== Available data ==
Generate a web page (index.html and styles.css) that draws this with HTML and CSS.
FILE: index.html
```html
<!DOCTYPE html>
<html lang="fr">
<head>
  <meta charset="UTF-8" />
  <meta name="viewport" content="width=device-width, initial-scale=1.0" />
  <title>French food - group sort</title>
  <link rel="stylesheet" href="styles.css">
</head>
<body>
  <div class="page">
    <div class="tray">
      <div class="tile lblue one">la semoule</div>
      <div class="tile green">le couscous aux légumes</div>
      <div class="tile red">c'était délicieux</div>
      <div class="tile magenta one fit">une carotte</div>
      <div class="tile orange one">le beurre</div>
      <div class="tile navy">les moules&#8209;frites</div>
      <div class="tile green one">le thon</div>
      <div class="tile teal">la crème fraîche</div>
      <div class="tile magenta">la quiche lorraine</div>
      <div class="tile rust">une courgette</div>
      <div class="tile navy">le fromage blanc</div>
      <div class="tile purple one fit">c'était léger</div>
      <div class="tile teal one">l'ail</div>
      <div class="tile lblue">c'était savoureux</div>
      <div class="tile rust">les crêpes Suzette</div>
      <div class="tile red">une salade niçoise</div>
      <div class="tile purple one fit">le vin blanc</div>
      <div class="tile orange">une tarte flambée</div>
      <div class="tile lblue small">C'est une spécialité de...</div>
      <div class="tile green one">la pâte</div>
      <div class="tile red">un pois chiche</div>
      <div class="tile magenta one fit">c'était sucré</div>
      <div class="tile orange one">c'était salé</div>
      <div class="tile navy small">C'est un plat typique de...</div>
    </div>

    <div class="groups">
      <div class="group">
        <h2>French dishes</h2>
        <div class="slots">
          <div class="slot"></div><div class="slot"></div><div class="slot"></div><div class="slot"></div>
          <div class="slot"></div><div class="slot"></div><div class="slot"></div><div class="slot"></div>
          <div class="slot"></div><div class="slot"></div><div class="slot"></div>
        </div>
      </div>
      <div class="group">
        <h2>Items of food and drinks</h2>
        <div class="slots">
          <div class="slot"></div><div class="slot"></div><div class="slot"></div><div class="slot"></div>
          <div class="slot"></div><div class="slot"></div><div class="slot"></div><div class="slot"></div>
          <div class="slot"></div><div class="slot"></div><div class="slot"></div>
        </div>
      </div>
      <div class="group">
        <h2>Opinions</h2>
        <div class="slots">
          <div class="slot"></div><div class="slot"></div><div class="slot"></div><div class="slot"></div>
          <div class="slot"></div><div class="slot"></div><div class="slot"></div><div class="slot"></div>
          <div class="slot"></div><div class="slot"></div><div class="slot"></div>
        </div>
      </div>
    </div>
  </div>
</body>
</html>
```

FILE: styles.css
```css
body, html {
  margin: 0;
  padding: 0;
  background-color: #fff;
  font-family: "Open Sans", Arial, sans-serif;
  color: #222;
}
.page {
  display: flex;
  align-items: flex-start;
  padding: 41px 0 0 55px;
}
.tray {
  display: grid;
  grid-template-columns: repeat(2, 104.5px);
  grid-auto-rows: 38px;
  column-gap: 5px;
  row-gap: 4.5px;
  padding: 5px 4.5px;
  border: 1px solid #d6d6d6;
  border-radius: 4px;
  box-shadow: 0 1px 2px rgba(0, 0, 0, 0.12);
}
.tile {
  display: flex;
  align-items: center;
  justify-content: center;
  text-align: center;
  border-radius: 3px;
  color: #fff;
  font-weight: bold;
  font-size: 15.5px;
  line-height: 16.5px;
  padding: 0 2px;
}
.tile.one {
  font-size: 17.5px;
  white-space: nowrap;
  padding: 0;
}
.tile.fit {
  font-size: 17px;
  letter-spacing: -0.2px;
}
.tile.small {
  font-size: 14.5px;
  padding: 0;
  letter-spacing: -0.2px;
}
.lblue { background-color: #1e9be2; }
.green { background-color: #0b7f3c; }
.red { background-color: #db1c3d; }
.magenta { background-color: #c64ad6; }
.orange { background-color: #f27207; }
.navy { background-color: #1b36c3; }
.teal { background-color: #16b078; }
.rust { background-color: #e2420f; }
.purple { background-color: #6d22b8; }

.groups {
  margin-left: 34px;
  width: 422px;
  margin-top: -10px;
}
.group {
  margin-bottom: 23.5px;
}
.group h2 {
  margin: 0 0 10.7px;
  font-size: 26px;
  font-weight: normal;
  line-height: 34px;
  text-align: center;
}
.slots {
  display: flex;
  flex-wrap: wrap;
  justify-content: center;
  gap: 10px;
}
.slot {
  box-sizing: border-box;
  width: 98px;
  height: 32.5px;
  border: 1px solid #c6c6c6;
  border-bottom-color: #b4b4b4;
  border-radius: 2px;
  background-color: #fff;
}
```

== Your objective ==
Every line in the data that holds "page" should be copied out.

== Expected output ==
Generate a web page (index.html and styles.css) that draws this with HTML and CSS.
  <div class="page">
.page {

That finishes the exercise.